The next day, Stefan headed to the Technical University to give a talk, Elias went to visit friends for a sleepover, and I went for a long walk with our niece Hanna, who is a horse vet in Berlin. After our walk, she took me to another bookstore, Dussmann, so I could continue the quest for a Berlinerisch book. I had to swoon first over the music scores section, but €120 later, we focused on our primary goal.

The employee we approached at the checkout desk on the first floor at Dussmann was more typical of the German service industry than the employee at Hugendubel. She looked at us, raised an eyebrow, and said "Was." (She probably meant "Was?," but the question mark was too heavy to lift.)

Hanna said auf Deutsch, "My aunt is looking for a book on Berliner--"

"Berlin section. Over there," the woman said, pointing.

"No, not on Berlin, on Berlinerisch," said Hanna.

"Berlin section," she said again, waving us away. "Over there."
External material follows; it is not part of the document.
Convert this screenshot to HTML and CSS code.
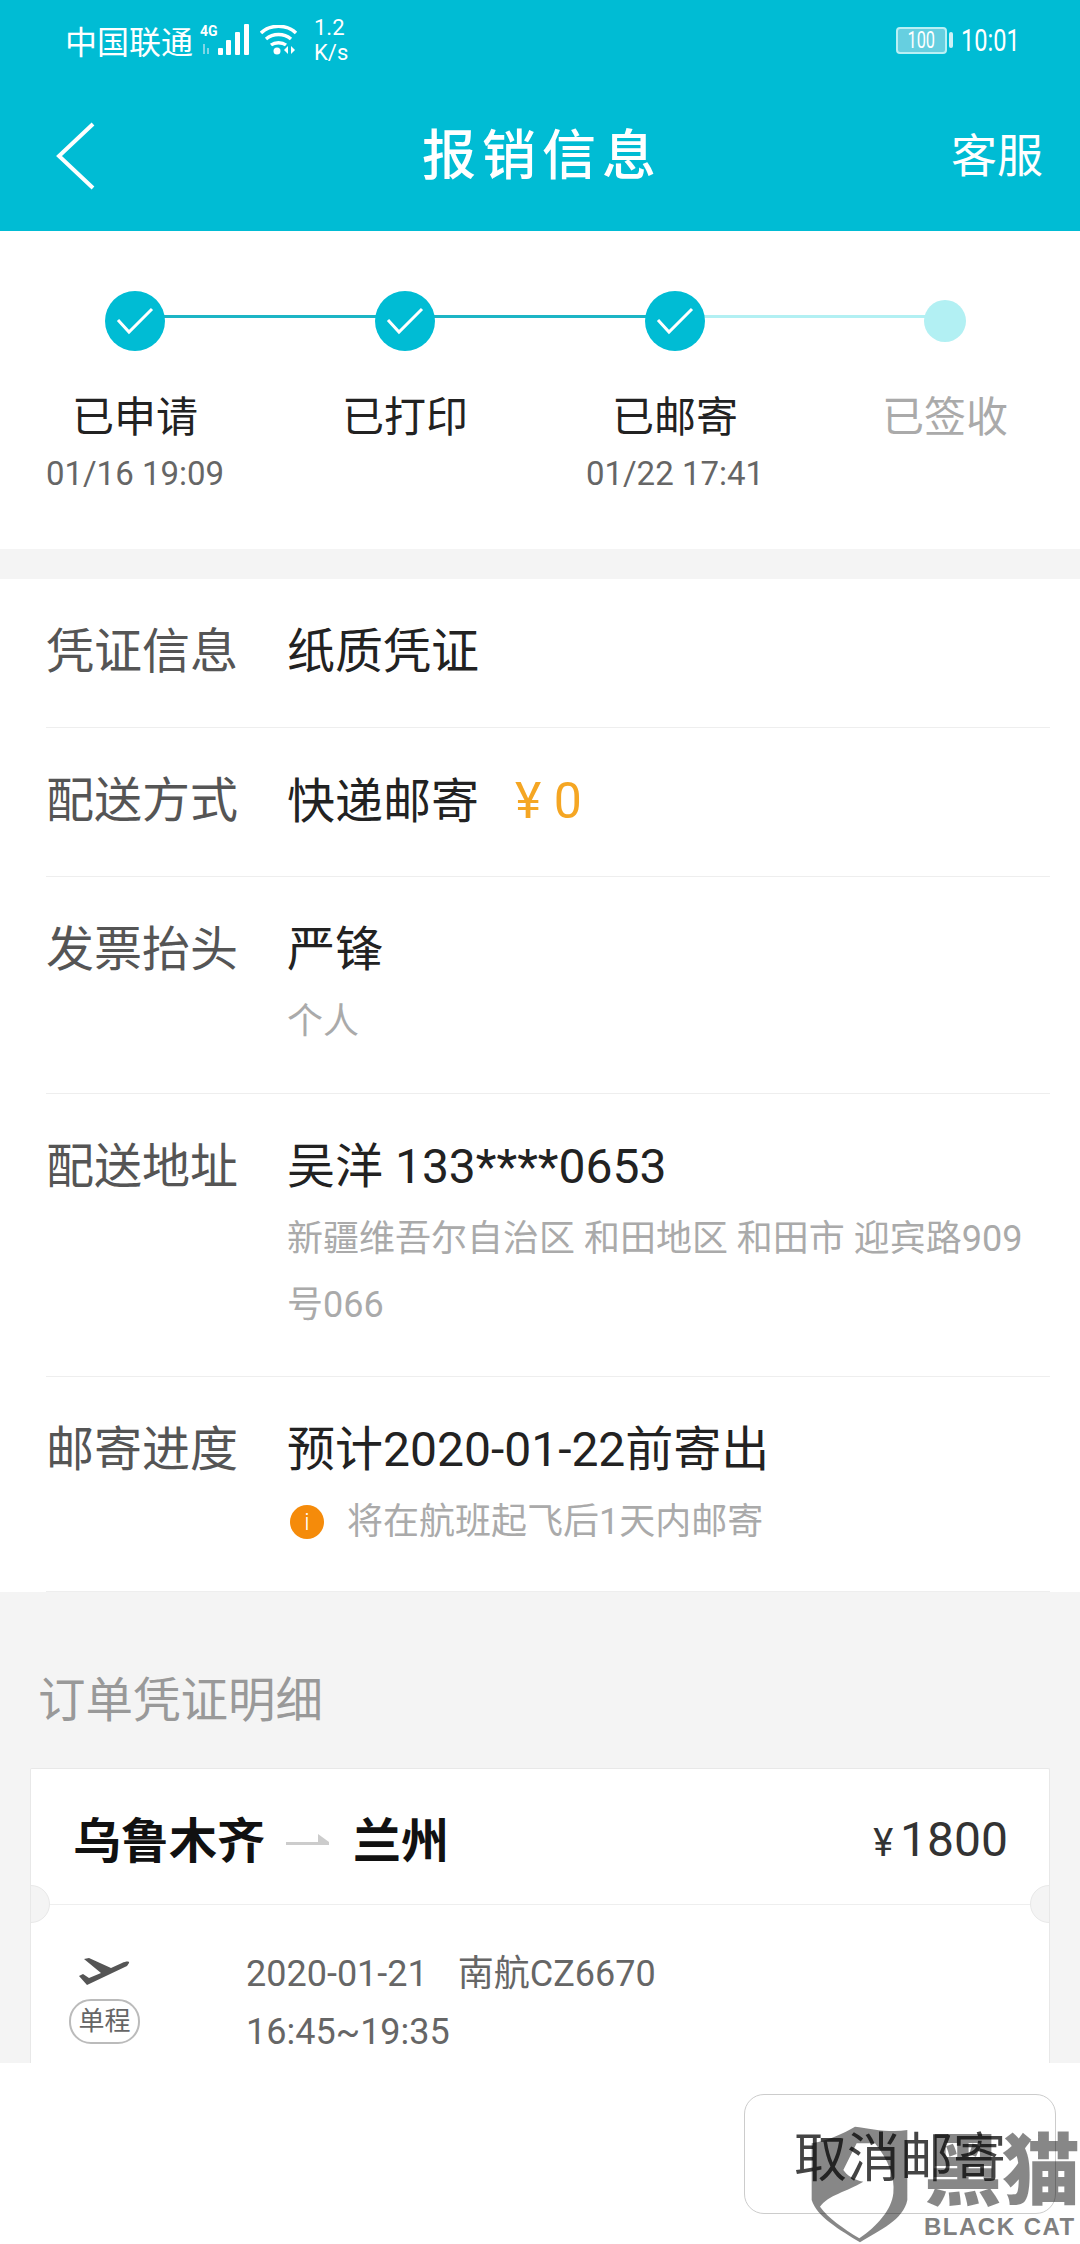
FILE: index.html
```html
<!DOCTYPE html>
<html lang="zh-CN">
<head>
    <meta charset="UTF-8">
    <meta name="viewport" content="width=device-width, initial-scale=1.0">
    <title>报销信息</title>
    <link rel="stylesheet" href="styles.css">
</head>
<body>
    <div class="page">
        <header class="top">
            <div class="status">
                <div class="status-left">
                    <span class="carrier">中国联通</span>
                    <svg class="signal" width="52" height="34" viewBox="0 0 52 34">
                        <text x="1" y="13" class="net">4G</text>
                        <path d="M4 21h2v10H4zM8 25h2v6H8z" fill="#7fd6e6"/>
                        <rect x="19" y="25" width="5" height="7" rx="1" fill="#fff"/>
                        <rect x="27" y="17" width="5" height="15" rx="1" fill="#fff"/>
                        <rect x="36" y="9" width="5" height="23" rx="1" fill="#fff"/>
                        <rect x="45" y="1" width="5" height="31" rx="1" fill="#fff"/>
                    </svg>
                    <svg class="wifi" width="38" height="30" viewBox="0 0 38 30">
                        <path d="M1 8C10-1 27-1 36 8M6 14c7-6 18-6 25 0M11 20c4-3 11-3 15 0" fill="none" stroke="#fff" stroke-width="3.4"/>
                        <circle cx="17" cy="26" r="3.5" fill="#fff"/>
                        <path d="M28 21v8l-4-4zM31 21v8l4-4z" fill="#fff"/>
                    </svg>
                    <div class="speed"><span>1.2</span><span>K/s</span></div>
                </div>
                <div class="status-right">
                    <div class="battery"><span>100</span></div>
                    <span class="battery-tip"></span>
                    <span class="clock">10:01</span>
                </div>
            </div>
            <div class="nav">
                <svg class="back" width="40" height="68" viewBox="0 0 40 68">
                    <path d="M37 2L3 34l34 32" fill="none" stroke="#fff" stroke-width="4"/>
                </svg>
                <h1 class="nav-title">报销信息</h1>
                <span class="nav-link">客服</span>
            </div>
        </header>

        <section class="steps">
            <div class="step done">
                <div class="dot-row">
                    <span class="dot"><svg width="38" height="28" viewBox="0 0 38 28"><path d="M2 13l11 12L36 2" fill="none" stroke="#fff" stroke-width="3"/></svg></span>
                </div>
                <div class="step-name">已申请</div>
                <div class="step-time">01/16 19:09</div>
            </div>
            <div class="step done">
                <div class="dot-row">
                    <span class="dot"><svg width="38" height="28" viewBox="0 0 38 28"><path d="M2 13l11 12L36 2" fill="none" stroke="#fff" stroke-width="3"/></svg></span>
                </div>
                <div class="step-name">已打印</div>
            </div>
            <div class="step done next-off">
                <div class="dot-row">
                    <span class="dot"><svg width="38" height="28" viewBox="0 0 38 28"><path d="M2 13l11 12L36 2" fill="none" stroke="#fff" stroke-width="3"/></svg></span>
                </div>
                <div class="step-name">已邮寄</div>
                <div class="step-time">01/22 17:41</div>
            </div>
            <div class="step off">
                <div class="dot-row"><span class="dot"></span></div>
                <div class="step-name">已签收</div>
            </div>
        </section>

        <section class="info">
            <div class="row">
                <div class="row-label">凭证信息</div>
                <div class="row-body"><div class="row-value">纸质凭证</div></div>
            </div>
            <div class="row">
                <div class="row-label">配送方式</div>
                <div class="row-body"><div class="row-value">快递邮寄<span class="fee">¥ 0</span></div></div>
            </div>
            <div class="row">
                <div class="row-label">发票抬头</div>
                <div class="row-body">
                    <div class="row-value">严锋</div>
                    <div class="row-sub">个人</div>
                </div>
            </div>
            <div class="row">
                <div class="row-label">配送地址</div>
                <div class="row-body">
                    <div class="row-value">吴洋 133****0653</div>
                    <div class="row-sub">新疆维吾尔自治区 和田地区 和田市 迎宾路909号066</div>
                </div>
            </div>
            <div class="row">
                <div class="row-label">邮寄进度</div>
                <div class="row-body">
                    <div class="row-value">预计2020-01-22前寄出</div>
                    <div class="row-sub notice"><span class="info-icon">i</span>将在航班起飞后1天内邮寄</div>
                </div>
            </div>
        </section>

        <section class="detail">
            <h2 class="detail-title">订单凭证明细</h2>
            <div class="card">
                <div class="card-head">
                    <div class="route">
                        <span>乌鲁木齐</span>
                        <svg class="route-arrow" width="44" height="12" viewBox="0 0 44 12"><path d="M0 8h32V0l11 8v3H0z" fill="#ccc"/></svg>
                        <span>兰州</span>
                    </div>
                    <div class="price"><span class="yen">¥</span>1800</div>
                </div>
                <div class="card-body">
                    <div class="trip-type">
                        <svg width="54" height="30" viewBox="0 0 54 30">
                            <path d="M51 6L49 9 9 28 1 19 5 17 11 21 23 16 6 2 11 1 33 11 44 6C48 4 52 4 51 6Z" fill="#555"/>
                        </svg>
                        <span class="pill">单程</span>
                    </div>
                    <div class="trip-text">
                        <div><span class="trip-date">2020-01-21</span>南航CZ6670</div>
                        <div>16:45~19:35</div>
                    </div>
                </div>
            </div>
        </section>

        <footer class="bottom">
            <button class="cancel">取消邮寄</button>
        </footer>

        <div class="watermark">
            <svg class="mark-shield" width="130" height="134" viewBox="0 0 390 402">
                <path fill-rule="evenodd" d="M35 100C90 90 130 70 165 50 210 55 270 70 322 60V270C310 330 240 360 180 397 120 360 50 320 35 270ZM170 100L225 100C265 150 285 200 280 250 275 300 230 350 178 385 130 355 85 325 60 290 85 255 140 245 190 215 160 210 140 195 130 180Z" fill="rgba(0,0,0,.47)"/>
            </svg>
            <div class="mark-text">
                <div class="mark-cn">黑猫</div>
                <div class="mark-en">BLACK CAT</div>
            </div>
        </div>
    </div>
</body>
</html>
```

FILE: styles.css
```css
* {
    box-sizing: border-box;
}

body {
    margin: 0;
    background: #fff;
    font-family: Roboto, "Noto Sans CJK SC", sans-serif;
}

.page {
    position: relative;
    width: 1080px;
    height: 2244px;
    overflow: hidden;
    display: flex;
    flex-direction: column;
    background: #f4f4f4;
}

/* header */
.top {
    height: 231px;
    background: #00bcd4;
    color: #fff;
    flex-shrink: 0;
}

.status {
    height: 80px;
    display: flex;
    justify-content: space-between;
    align-items: center;
    padding: 0 59px 0 65px;
}

.status-left,
.status-right {
    display: flex;
    align-items: center;
}

.carrier {
    font-size: 32px;
    width: 134px;
    font-family: "Noto Sans CJK SC", sans-serif;
}

.net {
    font: bold 14px Roboto, sans-serif;
    fill: #fff;
}

.wifi {
    margin-left: 9px;
}

.speed {
    display: flex;
    flex-direction: column;
    margin-left: 16px;
    font-size: 22px;
    line-height: 25px;
}

.battery {
    width: 51px;
    height: 27px;
    border: 2px solid #b8f0f5;
    border-radius: 4px;
    background: #66cfe0;
    display: flex;
    align-items: center;
    justify-content: center;
    font-size: 24px;
}

.battery span {
    display: inline-block;
    transform: scaleX(0.68);
}

.battery-tip {
    width: 4px;
    height: 16px;
    margin-left: 2px;
    border-radius: 2px;
    background: #cdf1f6;
}

.clock {
    font-size: 31px;
    margin-left: 8px;
    width: 60px;
    display: inline-block;
    transform: scaleX(0.76);
    transform-origin: left center;
    white-space: nowrap;
}

.nav {
    height: 151px;
    display: flex;
    align-items: center;
    justify-content: space-between;
    padding: 0 37px 0 56px;
}

.nav-title {
    margin: 0 0 8px 37px;
    font-size: 54px;
    font-weight: 500;
    letter-spacing: 6px;
}

.nav-link {
    margin-bottom: 8px;
    font-size: 46px;
}

/* progress */
.steps {
    height: 318px;
    background: #fff;
    display: flex;
    padding: 60px 0 0;
    flex-shrink: 0;
}

.step {
    width: 270px;
    display: flex;
    flex-direction: column;
    align-items: center;
}

.dot-row {
    position: relative;
    width: 100%;
    height: 60px;
    display: flex;
    align-items: center;
    justify-content: center;
}

.done .dot-row::after {
    content: "";
    position: absolute;
    left: 50%;
    top: 24px;
    width: 100%;
    height: 3px;
    background: #1cb5c5;
}

.next-off .dot-row::after {
    background: #b2f0f3;
}

.dot {
    position: relative;
    z-index: 1;
    display: flex;
    align-items: center;
    justify-content: center;
    width: 60px;
    height: 60px;
    border-radius: 50%;
    background: #00bcd4;
}

.off .dot {
    width: 42px;
    height: 42px;
    background: #b2f0f3;
}

.step-name {
    margin-top: 40px;
    font-size: 42px;
    line-height: 54px;
    color: #222;
}

.off .step-name {
    color: #aaa;
}

.step-time {
    margin-top: 10px;
    font-size: 33px;
    line-height: 38px;
    color: #666;
}

/* info rows */
.info {
    margin-top: 30px;
    background: #fff;
    padding: 0 30px 0 46px;
    flex-shrink: 0;
}

.row {
    display: flex;
    min-height: 149px;
    padding: 40px 0 38px;
    border-bottom: 1px solid #eee;
}

.row:last-child {
    padding-bottom: 36px;
}

.row-label {
    width: 241px;
    font-size: 48px;
    line-height: 66px;
    color: #555;
    flex-shrink: 0;
}

.row-body {
    padding-right: 14px;
}

.row-value {
    font-size: 48px;
    line-height: 66px;
    color: #222;
    white-space: nowrap;
}

.fee {
    margin-left: 36px;
    color: #f5a623;
    font-size: 50px;
}

.row-sub {
    margin-top: 6px;
    font-size: 36px;
    line-height: 66px;
    color: #aaa;
}

.notice {
    display: flex;
    align-items: center;
    white-space: nowrap;
}

.info-icon {
    width: 34px;
    height: 34px;
    margin: 0 23px 0 3px;
    border-radius: 50%;
    background: #f58b0a;
    color: #fff;
    font-size: 24px;
    font-weight: 300;
    line-height: 34px;
    text-align: center;
}

/* order detail */
.detail {
    flex: 1;
    min-height: 0;
    overflow: hidden;
    padding: 0 30px;
}

.detail-title {
    margin: 76px 0 34px 8px;
    font-size: 47.5px;
    line-height: 66px;
    font-weight: 400;
    color: #999;
}

.card {
    position: relative;
    overflow: hidden;
    background: #fff;
    border: 1px solid #e8e8e8;
    border-bottom: none;
    border-radius: 2px 2px 0 0;
}

.card-head {
    position: relative;
    height: 136px;
    display: flex;
    align-items: center;
    justify-content: space-between;
    padding: 6px 41px 0 42px;
    border-bottom: 1px solid #eee;
}

.card-head::before,
.card-head::after {
    content: "";
    position: absolute;
    bottom: -19px;
    width: 36px;
    height: 36px;
    border-radius: 50%;
    border: 1px solid #e8e8e8;
    background: #f4f4f4;
}

.card-head::before {
    left: -19px;
}

.card-head::after {
    right: -19px;
}

.route {
    display: flex;
    align-items: center;
    margin-top: -6px;
    font-size: 48px;
    font-weight: 700;
    color: #111;
}

.route-arrow {
    margin: 6px 23px 0 21px;
}

.price {
    font-size: 48px;
    color: #333;
    display: flex;
    align-items: baseline;
}

.yen {
    font-size: 38px;
    margin-right: 7px;
}

.card-body {
    display: flex;
    height: 240px;
    padding: 52px 0 0 38px;
}

.trip-type {
    width: 71px;
    display: flex;
    flex-direction: column;
    align-items: center;
    gap: 12px;
}

.pill {
    width: 71px;
    height: 45px;
    border: 2px solid #bbb;
    border-radius: 22px;
    font-size: 26px;
    line-height: 40px;
    text-align: center;
    color: #666;
}

.trip-text {
    margin: -12px 0 0 106px;
    font-size: 36px;
    line-height: 58px;
    color: #666;
}

.trip-date {
    margin-right: 30px;
}

/* footer */
.bottom {
    height: 181px;
    background: #fff;
    display: flex;
    justify-content: flex-end;
    align-items: flex-start;
    padding: 31px 24px 0 0;
    flex-shrink: 0;
}

.cancel {
    width: 312px;
    height: 120px;
    border: 1px solid #ccc;
    border-radius: 20px;
    background: #fff;
    font-family: inherit;
    font-size: 53px;
    color: #444;
    padding: 0;
}

/* watermark */
.watermark {
    position: absolute;
    left: 800px;
    top: 2110px;
    width: 280px;
    height: 134px;
    display: flex;
    pointer-events: none;
}

.mark-shield {
    flex-shrink: 0;
}

.mark-text {
    margin: 21px 0 0 -6px;
}

.mark-cn {
    font-size: 78px;
    line-height: 84px;
    font-weight: 900;
    color: rgba(0, 0, 0, 0.47);
    white-space: nowrap;
}

.mark-en {
    font-family: "Liberation Sans", sans-serif;
    font-size: 24px;
    line-height: 24px;
    font-weight: 700;
    letter-spacing: 1.5px;
    color: #808080;
    white-space: nowrap;
}
```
We looked in the Berlin section but found only guidebooks, joke books, city maps, souvenir card games, and an umbrella with a map of Berlin printed on the inside.

I felt like I was disobeying the rules when I suggested we go up to the fourth floor to browse the language books. Hanna agreed, but on the escalator she told me that if we couldn't find a book, I'd have to buy the Deutsch/Berlinerisch concentration game to play at dinner.

On the fourth floor, we struck gold. There were dialect books galore: books on Bayerisch, Hessisch, Ruhrdeutsch, Plattdüütsch, Hamburgisch, Wienerisch, Fränkisch, Kölsch, Sächsisch, Schwäbisch, and...wait...what? No Berlinerisch?

No Berlinerisch.

We inquired at an info counter.

"My aunt is looking for a book on Berlinerisch," said Hanna auf Deutsch.

"Berlin section, main floor," the woman said.

"No, not on Berlin, on Berlinerisch," said Hanna.

"Everything we have on Berlin is in the Berlin section."

I jumped in. "Even Berlinerisch? You have Bayerisch, Hessisch, Hamburgisch up here--every other German dialect is in the languages section. Shouldn't Berlinerisch be there too?"

"No. Everything we have on Berlin is in the Berlin section."

Hanna said, "We checked the Berlin section and couldn't find anything."

"If we have it, it's in the Berlin section."

I asked, "Could you, how does one say, 'look it up on the computer'?"

"Oh! Certainly!" She looked on the computer, found two titles, showed us photos of them, and observed they were in stock. Downstairs. In the Berlin section. "Look near the window. Berlin humor is usually near the window."

We headed back downstairs where, at last, we found what we were looking for: Berlinerisch--das Deutsch der Hauptstadt.

Now I understand that in Berlinerisch,
pf -> pp (Apfel -> Appel)
endings -> +e (Bank -> Banke)
ch -> ck (ich -> ick/icke)
k -> ch (Markt -> Marcht)
e -> ö (elf -> ölwe)
i -> ö/ü (Kirche -> Kürsche)
ä -> ee (sägen -> seejen)
The list goes on and on: r tends to get dropped, g tends to be replaced with j and assorted other mutilations, rst turns into hscht, assorted hard sounds become soft and soft sounds become hard.

On top of that, contractions abound. Elias and I couldn't make sense of schwömmnknstje until Stefan explained it as "Schwimmen kannst du, ja?" ("You can swim, right?")

And then there are case shifts. What should be accusative (e.g. mich/dich) becomes dative (e.g. mir/dir), as in ick liebe dir. An example of convenient simplification, or a betrayal of the obsessive precision of German grammar?

In sum, Berlinerisch does a bunch of things I can't catch as they fly by sounding like gibberish. So much to learn and so little time. I guess we'll just have to go back to Berlin.